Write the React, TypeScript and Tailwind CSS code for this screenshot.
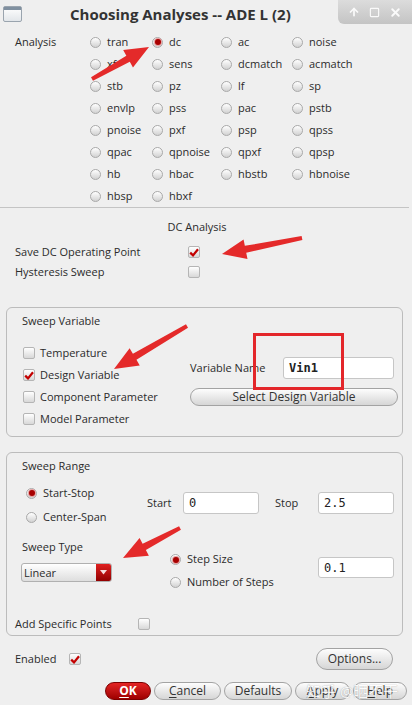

————————

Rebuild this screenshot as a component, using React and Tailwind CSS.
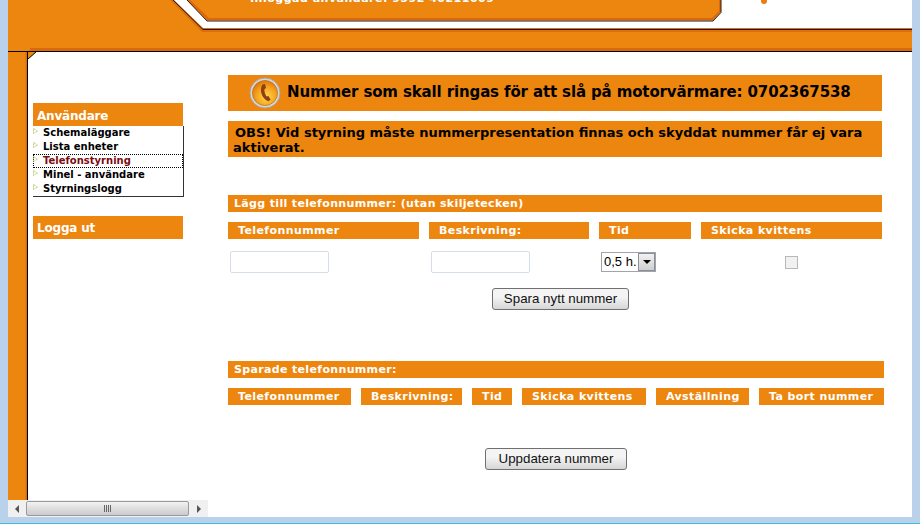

————————

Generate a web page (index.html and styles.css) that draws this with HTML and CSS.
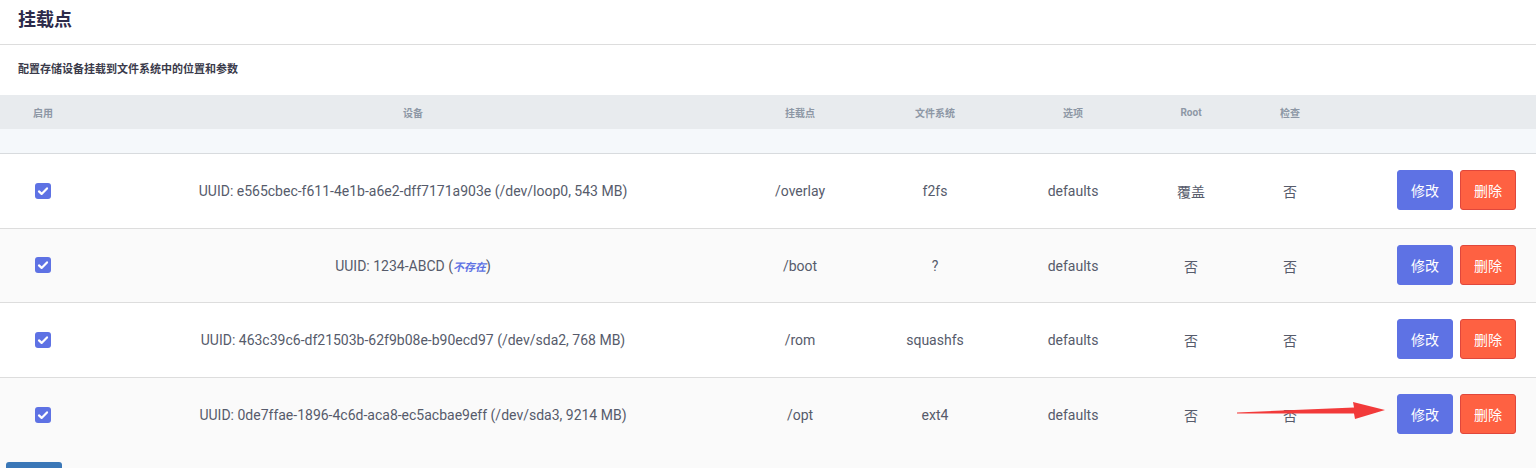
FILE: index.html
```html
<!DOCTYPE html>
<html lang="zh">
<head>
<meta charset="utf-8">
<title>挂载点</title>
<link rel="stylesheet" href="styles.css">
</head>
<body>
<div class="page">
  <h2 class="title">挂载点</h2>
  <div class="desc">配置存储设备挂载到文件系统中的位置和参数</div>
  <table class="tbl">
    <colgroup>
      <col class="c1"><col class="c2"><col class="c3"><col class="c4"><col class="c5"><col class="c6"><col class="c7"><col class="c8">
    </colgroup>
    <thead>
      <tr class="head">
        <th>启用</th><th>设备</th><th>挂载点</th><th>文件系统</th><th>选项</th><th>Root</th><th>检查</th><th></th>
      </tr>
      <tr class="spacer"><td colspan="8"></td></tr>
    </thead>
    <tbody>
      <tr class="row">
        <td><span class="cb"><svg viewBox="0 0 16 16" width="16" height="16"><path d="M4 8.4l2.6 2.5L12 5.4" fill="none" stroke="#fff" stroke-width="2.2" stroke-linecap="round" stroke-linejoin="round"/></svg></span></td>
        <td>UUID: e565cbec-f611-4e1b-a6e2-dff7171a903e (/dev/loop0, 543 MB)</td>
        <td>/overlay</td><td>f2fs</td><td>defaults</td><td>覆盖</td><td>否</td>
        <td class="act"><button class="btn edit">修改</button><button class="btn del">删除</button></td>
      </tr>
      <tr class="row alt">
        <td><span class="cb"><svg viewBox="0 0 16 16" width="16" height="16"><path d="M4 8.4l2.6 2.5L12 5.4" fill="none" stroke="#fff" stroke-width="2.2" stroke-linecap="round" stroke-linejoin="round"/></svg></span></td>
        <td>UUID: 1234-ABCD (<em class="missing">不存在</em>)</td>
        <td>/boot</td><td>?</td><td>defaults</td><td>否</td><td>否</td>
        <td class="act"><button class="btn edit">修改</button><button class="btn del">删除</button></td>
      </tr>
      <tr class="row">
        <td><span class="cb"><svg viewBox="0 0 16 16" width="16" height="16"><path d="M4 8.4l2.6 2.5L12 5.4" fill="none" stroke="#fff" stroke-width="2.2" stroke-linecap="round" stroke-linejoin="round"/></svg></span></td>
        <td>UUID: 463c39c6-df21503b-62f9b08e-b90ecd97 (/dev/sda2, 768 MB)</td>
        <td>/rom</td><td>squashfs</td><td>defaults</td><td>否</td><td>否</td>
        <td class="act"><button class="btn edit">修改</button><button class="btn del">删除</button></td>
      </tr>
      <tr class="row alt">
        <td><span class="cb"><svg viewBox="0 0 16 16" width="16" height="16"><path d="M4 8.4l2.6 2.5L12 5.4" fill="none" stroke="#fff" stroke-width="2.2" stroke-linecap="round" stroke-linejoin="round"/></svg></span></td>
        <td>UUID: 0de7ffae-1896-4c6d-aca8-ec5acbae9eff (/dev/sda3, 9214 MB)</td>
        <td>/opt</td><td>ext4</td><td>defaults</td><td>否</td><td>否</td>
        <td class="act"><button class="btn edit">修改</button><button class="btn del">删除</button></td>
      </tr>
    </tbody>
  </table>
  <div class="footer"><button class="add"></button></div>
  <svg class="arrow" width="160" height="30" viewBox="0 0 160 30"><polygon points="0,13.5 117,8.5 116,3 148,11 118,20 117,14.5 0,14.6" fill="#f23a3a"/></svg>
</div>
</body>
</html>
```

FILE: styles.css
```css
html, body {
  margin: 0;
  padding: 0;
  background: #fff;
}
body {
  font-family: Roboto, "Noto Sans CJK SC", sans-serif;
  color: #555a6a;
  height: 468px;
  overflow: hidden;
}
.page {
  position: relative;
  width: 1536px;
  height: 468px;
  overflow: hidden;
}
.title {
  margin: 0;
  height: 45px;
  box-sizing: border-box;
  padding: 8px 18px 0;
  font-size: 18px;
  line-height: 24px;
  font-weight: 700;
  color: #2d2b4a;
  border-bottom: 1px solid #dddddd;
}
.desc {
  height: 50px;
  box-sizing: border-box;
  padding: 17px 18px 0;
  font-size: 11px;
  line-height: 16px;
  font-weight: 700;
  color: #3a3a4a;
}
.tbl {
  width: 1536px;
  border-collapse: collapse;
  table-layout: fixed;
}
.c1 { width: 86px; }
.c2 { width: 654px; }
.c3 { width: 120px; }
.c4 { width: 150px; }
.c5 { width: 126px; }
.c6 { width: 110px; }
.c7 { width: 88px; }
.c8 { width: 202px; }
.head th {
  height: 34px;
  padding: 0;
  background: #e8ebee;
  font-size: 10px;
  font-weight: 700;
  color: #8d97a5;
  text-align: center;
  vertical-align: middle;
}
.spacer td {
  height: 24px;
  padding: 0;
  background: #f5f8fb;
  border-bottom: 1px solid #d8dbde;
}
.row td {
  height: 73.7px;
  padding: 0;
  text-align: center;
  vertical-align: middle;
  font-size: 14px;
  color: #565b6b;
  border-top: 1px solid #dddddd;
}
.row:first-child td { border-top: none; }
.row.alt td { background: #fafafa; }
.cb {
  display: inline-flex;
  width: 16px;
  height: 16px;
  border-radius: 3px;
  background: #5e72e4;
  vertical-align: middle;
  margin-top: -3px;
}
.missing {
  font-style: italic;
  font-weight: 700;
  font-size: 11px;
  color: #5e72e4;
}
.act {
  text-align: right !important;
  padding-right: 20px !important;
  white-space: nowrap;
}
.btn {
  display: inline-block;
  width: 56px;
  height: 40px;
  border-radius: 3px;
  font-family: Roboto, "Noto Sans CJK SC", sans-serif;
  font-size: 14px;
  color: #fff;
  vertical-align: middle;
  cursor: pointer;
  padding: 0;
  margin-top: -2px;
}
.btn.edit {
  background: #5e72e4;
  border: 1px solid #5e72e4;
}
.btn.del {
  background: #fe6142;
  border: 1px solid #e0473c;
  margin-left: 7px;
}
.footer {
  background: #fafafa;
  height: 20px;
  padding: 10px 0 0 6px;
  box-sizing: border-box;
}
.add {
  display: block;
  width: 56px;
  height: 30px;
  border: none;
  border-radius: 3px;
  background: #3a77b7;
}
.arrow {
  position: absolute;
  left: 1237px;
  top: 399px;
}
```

————————

WHAT THE TASK ASKS: Find every line of the data that holds the string "styles", then say how many there are and nothing else.

TASK ANSWER: 3